Carl Gustav Jung dalam teori psikologinya bahkan memisahkan introvert dan ekstrovert dengan sedikit ekstrem, berdasarkan kekuatan ego. Kaum introvert punya ego diri tinggi hingga beranggapan bisa menyelesaikan semua hal sendiri, hampir tidak butuh orang lain. Sedangkan ekstrovert sebaliknya, butuh orang lain untuk bisa menyelesaikan masalah. Itulah alasan orang ekstrovert cocok di lingkungan ramai, dan kegiatan (atau pekerjaan) yang mengedepankan kerjasama tim. Sedangkan para introvert, cukup dengan jadi single fighter. Itulah kenapa karakteristik sifat orang introvert lebih teliti dan perfeksionis. Kelemahanya, introvert akan sangat kecewa berlarut jika pekerjaanya gagal.

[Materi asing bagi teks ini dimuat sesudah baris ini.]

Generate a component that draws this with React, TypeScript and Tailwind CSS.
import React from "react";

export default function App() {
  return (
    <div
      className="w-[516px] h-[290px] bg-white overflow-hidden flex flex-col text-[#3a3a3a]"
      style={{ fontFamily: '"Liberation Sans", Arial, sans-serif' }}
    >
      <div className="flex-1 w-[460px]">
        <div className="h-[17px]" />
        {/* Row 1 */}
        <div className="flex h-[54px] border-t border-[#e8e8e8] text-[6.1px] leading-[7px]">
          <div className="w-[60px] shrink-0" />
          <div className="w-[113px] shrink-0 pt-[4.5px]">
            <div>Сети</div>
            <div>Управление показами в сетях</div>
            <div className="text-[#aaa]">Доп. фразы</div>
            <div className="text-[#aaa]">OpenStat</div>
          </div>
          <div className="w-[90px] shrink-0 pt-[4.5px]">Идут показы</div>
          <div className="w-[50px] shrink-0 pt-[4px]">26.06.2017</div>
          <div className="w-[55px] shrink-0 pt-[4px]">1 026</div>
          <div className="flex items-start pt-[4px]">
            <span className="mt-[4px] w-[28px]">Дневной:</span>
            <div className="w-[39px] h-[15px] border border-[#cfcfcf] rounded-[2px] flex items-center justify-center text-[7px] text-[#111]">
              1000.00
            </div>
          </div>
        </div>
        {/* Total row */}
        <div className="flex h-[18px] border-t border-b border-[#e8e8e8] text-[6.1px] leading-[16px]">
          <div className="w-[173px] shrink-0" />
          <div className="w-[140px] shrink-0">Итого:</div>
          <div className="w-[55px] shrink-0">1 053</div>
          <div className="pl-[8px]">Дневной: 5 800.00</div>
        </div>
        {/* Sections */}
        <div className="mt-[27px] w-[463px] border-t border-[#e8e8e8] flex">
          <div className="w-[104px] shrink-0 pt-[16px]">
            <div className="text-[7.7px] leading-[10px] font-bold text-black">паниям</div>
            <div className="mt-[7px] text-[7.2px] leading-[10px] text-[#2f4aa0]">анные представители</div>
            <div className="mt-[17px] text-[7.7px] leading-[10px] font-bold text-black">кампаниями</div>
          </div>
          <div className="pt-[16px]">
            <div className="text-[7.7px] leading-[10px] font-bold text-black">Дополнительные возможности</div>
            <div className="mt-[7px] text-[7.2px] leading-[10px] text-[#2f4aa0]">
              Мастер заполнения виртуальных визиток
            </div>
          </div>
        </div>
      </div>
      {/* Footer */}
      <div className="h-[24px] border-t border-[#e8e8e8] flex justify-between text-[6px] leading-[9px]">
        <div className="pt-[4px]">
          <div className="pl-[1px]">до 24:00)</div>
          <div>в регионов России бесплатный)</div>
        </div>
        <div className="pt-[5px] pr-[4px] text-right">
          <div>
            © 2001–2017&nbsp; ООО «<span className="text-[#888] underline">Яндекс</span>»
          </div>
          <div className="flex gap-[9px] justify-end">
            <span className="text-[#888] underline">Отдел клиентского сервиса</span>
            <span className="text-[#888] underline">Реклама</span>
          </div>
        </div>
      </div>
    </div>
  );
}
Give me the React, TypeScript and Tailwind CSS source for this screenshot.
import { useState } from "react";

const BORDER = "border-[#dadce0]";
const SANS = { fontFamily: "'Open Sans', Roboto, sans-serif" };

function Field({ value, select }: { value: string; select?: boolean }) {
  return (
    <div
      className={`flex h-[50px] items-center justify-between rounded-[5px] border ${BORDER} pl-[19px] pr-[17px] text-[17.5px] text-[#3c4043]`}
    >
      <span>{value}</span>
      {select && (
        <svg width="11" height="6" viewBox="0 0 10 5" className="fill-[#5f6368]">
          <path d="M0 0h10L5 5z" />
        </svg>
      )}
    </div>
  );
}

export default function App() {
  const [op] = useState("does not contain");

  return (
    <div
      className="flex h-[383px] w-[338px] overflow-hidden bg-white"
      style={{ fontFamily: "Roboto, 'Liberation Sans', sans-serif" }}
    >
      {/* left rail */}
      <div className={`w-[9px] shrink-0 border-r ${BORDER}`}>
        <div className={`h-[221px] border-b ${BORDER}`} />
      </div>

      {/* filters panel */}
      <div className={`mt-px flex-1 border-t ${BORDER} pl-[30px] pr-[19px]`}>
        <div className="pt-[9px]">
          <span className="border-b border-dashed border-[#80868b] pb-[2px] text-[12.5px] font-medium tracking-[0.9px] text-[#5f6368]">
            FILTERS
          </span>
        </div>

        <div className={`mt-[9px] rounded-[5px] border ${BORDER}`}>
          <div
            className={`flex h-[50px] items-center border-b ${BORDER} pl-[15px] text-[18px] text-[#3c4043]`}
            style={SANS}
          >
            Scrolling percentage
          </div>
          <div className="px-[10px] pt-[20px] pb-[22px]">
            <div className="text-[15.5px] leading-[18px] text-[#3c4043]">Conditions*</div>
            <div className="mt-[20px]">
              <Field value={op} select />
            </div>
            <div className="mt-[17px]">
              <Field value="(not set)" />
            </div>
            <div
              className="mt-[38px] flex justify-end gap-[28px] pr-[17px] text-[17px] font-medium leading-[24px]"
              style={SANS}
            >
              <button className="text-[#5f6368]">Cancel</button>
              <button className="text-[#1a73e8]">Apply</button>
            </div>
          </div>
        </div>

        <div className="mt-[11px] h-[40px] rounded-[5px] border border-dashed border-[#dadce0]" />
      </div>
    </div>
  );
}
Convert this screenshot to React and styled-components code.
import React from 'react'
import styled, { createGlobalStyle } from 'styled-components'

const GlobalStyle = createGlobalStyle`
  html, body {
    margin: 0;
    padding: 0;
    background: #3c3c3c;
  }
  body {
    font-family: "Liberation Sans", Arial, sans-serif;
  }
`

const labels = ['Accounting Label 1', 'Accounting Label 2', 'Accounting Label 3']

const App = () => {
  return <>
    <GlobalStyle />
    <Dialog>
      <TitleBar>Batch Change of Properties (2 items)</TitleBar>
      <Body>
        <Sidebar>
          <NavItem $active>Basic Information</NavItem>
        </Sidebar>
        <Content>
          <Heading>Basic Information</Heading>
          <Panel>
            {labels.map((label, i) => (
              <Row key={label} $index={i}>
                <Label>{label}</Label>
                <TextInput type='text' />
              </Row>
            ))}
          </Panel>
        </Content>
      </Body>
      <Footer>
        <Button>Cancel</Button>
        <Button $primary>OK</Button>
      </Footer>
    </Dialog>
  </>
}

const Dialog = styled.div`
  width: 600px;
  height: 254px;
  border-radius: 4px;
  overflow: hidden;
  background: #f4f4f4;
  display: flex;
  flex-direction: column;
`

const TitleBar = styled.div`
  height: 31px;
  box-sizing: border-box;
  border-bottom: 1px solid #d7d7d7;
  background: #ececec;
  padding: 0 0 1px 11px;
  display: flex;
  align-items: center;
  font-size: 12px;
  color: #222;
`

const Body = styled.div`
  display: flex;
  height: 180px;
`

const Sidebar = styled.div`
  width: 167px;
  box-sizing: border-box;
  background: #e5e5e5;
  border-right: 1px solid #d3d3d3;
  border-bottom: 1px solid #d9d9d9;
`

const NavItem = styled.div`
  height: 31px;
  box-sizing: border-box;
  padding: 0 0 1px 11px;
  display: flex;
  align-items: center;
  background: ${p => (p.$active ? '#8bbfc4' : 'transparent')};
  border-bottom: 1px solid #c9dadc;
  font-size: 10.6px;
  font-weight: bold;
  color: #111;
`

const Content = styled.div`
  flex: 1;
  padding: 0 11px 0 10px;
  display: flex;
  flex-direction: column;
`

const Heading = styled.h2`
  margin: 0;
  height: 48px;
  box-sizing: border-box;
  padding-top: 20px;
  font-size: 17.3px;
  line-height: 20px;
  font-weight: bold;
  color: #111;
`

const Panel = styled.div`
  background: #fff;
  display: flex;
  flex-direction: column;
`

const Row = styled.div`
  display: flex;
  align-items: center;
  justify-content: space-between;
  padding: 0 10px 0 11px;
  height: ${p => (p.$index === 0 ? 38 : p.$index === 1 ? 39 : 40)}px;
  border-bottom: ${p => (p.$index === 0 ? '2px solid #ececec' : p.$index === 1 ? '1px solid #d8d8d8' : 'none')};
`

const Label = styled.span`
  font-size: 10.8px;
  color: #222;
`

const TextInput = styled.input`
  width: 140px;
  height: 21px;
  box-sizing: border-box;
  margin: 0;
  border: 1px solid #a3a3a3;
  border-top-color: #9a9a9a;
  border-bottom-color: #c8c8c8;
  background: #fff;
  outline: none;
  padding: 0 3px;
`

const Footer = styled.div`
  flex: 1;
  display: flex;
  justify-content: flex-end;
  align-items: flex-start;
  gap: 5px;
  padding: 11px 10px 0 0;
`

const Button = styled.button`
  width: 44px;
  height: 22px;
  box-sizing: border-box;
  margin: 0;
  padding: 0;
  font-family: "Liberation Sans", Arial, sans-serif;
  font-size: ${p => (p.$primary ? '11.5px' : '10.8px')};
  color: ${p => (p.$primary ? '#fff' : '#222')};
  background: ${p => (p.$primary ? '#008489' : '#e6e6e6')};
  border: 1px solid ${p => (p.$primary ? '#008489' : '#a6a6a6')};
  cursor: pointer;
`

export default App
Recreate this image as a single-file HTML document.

Bahkan untuk hal remeh sekalipun. Meski demikian, para introvert adalah rekan kerja yang baik dan teammate yang bisa diandalkan. Kondisi ini saya analogikan dengan ‘elang terbang sendiri, angsa terbang berkelompok’. Dengan sendiri, elang tetap pemburu ulung. Dengan berkelompok, belum tentu angsa menjadi lebih kuat.


Keangkuhan kaum introvert adalah malas memberi pemahaman akan kondisinya pada kaum ekstrovert. Kesalahan yang hampir sama, bahwa para ekstrovert menganggap penjelasan introvert mengada-ada dan sering tidak mau mendengarkan. Kaum introvert mungkin pernah mengalami ketika diajak ke suatu tempat ramai, entah konser musik jingkrak-jingkrak atau tempat nongkrong ramai, dan menjawab; ‘males ah banyak orang, ramai’, dan si pengajak (yang ekstrovert) bilang; ‘ah kamu aneh, cuma gitu aja jadi masalah, kalau mau sepi di kuburan aja’. Pernah?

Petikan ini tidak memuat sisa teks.